AIM → Records follow. Pull out every line that contains "with".

Rows from a dataset of pages and code:
# # # # #

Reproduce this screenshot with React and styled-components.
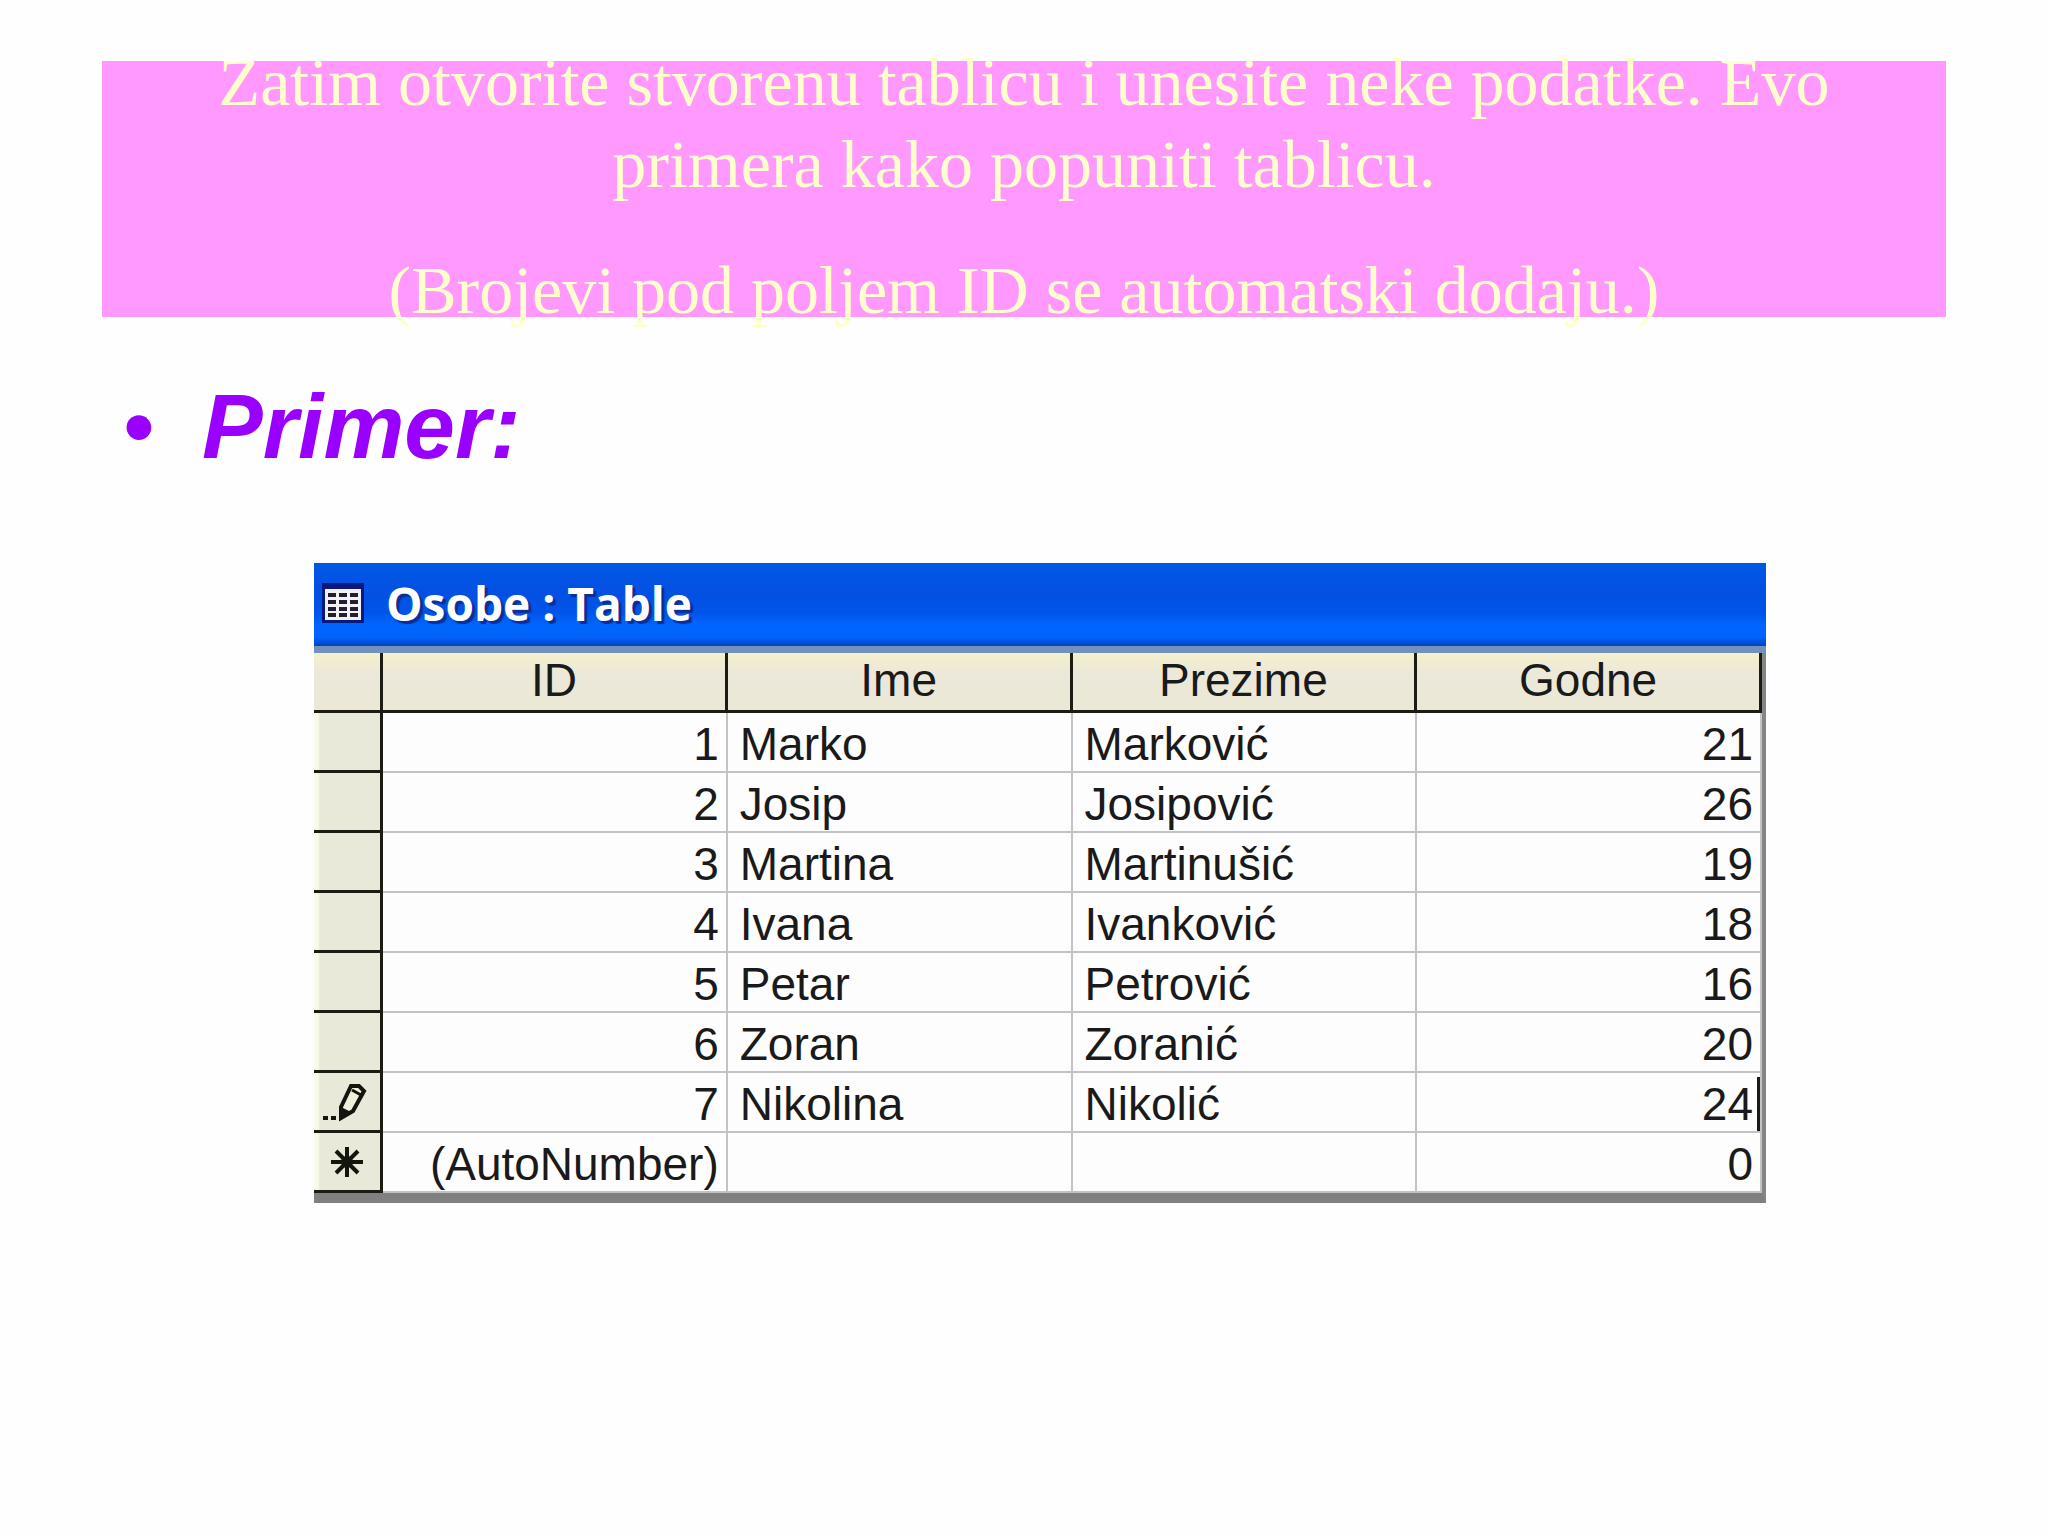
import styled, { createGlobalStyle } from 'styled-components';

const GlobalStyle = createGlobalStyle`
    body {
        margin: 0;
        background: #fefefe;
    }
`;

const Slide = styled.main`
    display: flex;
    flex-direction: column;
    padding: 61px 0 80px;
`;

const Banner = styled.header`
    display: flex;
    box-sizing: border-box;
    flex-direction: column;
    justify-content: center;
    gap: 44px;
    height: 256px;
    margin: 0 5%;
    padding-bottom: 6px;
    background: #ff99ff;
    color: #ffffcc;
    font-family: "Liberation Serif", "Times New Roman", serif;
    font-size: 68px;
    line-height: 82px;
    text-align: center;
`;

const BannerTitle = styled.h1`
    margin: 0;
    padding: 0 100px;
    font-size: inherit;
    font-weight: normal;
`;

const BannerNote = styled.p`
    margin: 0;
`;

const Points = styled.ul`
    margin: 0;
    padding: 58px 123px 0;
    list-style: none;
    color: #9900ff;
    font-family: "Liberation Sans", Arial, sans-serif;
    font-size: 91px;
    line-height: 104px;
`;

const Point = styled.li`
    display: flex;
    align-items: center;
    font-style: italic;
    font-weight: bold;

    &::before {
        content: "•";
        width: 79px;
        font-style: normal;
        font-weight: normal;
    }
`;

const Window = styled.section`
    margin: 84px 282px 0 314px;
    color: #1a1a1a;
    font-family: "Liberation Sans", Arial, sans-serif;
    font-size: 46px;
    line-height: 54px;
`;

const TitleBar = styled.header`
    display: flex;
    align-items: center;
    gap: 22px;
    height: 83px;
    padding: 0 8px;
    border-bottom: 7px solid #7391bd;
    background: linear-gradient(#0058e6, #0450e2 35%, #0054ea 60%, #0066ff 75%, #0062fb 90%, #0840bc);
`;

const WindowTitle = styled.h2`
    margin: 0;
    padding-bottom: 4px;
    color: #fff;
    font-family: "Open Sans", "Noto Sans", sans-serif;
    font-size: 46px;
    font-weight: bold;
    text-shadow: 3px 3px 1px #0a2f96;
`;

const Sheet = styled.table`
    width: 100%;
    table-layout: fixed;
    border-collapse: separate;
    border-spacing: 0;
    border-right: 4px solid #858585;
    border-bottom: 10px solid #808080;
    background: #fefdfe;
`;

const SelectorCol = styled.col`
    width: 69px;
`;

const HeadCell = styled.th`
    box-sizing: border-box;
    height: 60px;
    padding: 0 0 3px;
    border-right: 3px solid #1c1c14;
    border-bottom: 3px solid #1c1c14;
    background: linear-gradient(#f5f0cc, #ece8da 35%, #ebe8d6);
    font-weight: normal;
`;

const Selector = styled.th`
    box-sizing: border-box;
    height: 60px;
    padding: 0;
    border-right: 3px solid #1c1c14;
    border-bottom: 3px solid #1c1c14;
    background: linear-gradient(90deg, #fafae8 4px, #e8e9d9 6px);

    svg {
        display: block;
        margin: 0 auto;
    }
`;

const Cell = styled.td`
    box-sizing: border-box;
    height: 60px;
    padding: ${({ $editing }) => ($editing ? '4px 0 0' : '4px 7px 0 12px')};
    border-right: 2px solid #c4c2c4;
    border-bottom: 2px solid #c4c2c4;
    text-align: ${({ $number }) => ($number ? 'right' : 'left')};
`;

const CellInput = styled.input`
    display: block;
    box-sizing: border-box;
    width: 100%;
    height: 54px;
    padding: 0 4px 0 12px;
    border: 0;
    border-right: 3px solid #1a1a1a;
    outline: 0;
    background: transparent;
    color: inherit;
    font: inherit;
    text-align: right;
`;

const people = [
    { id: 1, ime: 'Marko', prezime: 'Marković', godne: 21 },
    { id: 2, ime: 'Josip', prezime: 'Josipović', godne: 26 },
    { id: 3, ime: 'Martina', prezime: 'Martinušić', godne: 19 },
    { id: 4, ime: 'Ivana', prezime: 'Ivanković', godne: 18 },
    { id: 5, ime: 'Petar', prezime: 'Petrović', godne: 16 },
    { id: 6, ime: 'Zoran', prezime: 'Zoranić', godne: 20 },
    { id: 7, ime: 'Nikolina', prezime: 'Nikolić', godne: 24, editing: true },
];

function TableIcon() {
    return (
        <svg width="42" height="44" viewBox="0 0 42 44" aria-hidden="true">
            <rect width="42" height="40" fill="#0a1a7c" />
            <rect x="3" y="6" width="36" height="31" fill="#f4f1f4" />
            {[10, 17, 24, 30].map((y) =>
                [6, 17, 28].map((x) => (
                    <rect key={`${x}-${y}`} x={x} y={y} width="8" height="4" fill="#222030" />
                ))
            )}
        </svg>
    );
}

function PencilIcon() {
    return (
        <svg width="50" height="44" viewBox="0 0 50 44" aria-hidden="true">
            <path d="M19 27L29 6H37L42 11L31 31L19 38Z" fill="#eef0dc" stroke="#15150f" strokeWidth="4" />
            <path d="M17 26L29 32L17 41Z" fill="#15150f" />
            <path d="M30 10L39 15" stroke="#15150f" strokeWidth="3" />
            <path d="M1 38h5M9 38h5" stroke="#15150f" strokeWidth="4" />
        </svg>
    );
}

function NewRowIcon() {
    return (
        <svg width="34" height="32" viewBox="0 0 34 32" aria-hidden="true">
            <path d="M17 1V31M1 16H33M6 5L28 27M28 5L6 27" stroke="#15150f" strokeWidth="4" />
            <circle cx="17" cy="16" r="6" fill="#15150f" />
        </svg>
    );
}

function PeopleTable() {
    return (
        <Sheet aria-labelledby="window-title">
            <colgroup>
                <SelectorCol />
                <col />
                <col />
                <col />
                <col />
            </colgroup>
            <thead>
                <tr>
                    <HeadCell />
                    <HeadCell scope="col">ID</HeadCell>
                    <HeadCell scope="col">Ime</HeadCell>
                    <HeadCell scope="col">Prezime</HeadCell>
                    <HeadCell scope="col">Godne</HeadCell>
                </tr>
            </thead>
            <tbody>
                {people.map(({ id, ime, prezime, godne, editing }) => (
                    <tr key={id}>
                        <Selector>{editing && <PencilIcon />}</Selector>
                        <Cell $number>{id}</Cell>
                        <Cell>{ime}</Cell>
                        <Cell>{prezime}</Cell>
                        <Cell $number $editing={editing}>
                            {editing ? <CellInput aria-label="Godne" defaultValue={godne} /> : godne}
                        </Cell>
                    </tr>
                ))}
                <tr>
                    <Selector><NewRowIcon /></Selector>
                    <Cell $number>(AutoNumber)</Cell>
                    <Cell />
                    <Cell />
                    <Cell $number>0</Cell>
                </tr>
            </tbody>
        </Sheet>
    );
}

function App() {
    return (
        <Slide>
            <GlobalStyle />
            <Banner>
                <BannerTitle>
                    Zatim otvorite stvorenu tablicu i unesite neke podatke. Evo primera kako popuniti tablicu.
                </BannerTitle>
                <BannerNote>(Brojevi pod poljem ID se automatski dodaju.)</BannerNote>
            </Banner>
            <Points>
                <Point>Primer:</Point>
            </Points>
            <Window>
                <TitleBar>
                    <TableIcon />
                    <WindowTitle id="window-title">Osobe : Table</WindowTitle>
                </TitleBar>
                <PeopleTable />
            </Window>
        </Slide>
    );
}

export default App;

# # # # #

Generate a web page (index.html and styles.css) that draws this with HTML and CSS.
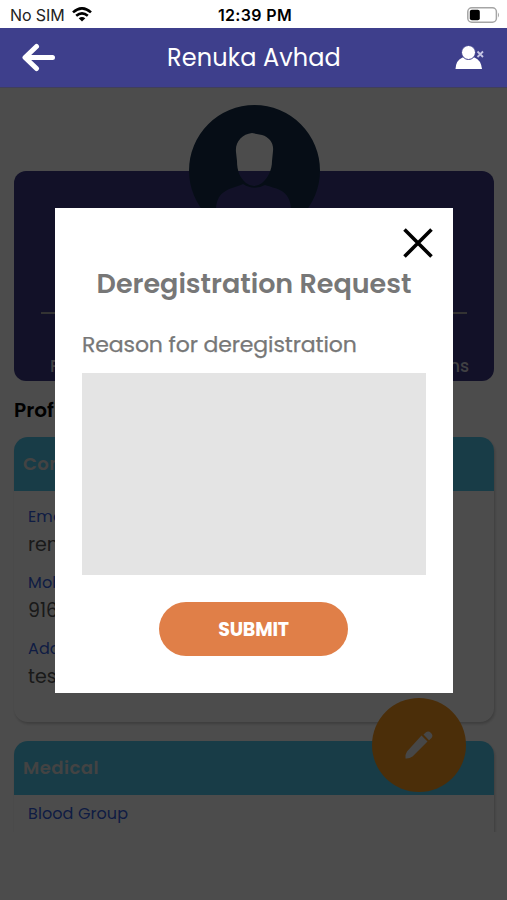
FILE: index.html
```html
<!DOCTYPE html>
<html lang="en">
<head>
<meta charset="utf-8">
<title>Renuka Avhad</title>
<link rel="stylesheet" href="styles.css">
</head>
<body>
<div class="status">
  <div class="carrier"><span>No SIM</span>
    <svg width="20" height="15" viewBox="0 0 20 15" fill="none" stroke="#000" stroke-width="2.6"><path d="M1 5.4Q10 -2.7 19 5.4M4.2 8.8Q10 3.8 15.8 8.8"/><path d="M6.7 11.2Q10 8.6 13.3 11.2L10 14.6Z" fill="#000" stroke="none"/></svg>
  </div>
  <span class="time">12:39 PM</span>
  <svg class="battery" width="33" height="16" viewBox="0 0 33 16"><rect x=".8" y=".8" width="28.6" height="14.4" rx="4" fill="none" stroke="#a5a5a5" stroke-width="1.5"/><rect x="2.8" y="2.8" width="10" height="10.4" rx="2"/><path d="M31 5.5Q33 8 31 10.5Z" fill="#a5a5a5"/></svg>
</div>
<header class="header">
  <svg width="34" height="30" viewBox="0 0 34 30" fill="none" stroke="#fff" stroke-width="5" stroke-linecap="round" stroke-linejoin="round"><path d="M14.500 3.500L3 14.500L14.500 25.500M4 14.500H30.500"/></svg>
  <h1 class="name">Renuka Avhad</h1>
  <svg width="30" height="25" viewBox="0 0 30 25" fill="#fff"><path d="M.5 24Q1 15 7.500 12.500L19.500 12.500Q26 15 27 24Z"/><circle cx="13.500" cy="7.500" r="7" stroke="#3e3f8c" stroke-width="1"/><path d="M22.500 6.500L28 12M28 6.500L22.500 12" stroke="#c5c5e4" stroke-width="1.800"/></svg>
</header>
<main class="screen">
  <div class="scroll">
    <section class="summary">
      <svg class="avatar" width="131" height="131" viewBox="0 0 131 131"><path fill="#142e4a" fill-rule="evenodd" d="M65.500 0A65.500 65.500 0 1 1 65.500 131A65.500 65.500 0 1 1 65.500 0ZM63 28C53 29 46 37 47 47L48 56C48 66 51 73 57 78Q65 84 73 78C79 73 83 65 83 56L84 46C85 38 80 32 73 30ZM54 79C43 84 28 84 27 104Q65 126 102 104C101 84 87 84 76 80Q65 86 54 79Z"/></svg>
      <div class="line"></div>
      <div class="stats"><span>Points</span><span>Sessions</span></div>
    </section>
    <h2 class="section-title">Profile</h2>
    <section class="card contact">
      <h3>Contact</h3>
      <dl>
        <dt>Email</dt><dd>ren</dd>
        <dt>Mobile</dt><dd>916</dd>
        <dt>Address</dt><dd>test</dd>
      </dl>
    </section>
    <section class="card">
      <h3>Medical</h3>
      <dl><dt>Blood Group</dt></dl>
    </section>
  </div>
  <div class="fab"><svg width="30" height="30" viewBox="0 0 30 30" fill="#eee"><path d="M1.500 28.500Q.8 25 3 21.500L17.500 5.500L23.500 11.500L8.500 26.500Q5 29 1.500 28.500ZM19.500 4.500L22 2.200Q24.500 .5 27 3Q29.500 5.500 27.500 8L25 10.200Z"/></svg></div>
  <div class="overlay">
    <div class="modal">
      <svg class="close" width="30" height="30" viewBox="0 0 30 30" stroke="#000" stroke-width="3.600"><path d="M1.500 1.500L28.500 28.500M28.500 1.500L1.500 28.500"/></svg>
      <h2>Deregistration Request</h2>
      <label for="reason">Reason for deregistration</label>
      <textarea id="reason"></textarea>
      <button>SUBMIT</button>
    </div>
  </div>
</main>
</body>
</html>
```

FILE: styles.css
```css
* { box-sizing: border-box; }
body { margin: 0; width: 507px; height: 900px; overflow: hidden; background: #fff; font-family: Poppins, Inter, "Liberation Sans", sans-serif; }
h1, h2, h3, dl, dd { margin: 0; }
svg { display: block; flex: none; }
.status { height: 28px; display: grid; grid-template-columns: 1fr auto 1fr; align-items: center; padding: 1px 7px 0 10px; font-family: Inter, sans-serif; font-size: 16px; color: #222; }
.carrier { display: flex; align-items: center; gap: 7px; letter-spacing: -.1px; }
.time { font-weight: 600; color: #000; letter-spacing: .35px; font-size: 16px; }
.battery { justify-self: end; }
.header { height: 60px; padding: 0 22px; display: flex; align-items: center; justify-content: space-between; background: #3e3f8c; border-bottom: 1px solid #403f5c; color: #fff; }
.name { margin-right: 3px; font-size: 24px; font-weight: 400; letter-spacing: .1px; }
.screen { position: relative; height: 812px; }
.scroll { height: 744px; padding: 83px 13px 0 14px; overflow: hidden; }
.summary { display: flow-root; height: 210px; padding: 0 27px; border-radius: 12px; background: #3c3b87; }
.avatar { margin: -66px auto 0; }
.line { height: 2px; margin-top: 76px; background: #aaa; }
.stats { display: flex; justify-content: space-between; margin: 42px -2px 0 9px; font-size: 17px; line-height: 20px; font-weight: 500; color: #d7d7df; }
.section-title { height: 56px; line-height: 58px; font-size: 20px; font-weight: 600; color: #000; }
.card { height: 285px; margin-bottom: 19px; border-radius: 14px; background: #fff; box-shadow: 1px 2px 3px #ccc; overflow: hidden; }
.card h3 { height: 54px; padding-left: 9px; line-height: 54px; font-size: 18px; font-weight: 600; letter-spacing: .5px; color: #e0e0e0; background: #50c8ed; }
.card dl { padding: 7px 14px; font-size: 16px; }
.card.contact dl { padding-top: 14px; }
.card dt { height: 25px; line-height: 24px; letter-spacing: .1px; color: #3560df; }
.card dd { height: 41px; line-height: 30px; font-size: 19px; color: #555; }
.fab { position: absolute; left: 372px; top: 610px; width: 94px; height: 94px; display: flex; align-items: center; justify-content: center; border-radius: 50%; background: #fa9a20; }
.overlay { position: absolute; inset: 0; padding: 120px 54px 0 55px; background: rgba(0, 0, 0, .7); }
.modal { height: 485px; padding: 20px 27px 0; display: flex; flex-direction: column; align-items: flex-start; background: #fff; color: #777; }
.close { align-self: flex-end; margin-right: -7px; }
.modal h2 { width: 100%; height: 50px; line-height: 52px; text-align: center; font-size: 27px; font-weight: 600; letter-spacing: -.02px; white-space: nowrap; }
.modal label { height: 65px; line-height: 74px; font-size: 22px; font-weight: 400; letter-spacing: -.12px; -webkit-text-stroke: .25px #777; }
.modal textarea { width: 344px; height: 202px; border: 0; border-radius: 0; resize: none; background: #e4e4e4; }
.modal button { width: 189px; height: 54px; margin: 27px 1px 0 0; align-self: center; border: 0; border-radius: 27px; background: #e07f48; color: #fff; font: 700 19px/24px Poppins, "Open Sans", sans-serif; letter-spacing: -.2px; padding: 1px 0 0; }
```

# # # # #

COMPLETED TASK →
Reproduce this screenshot with React and styled-components.
Generate a web page (index.html and styles.css) that draws this with HTML and CSS.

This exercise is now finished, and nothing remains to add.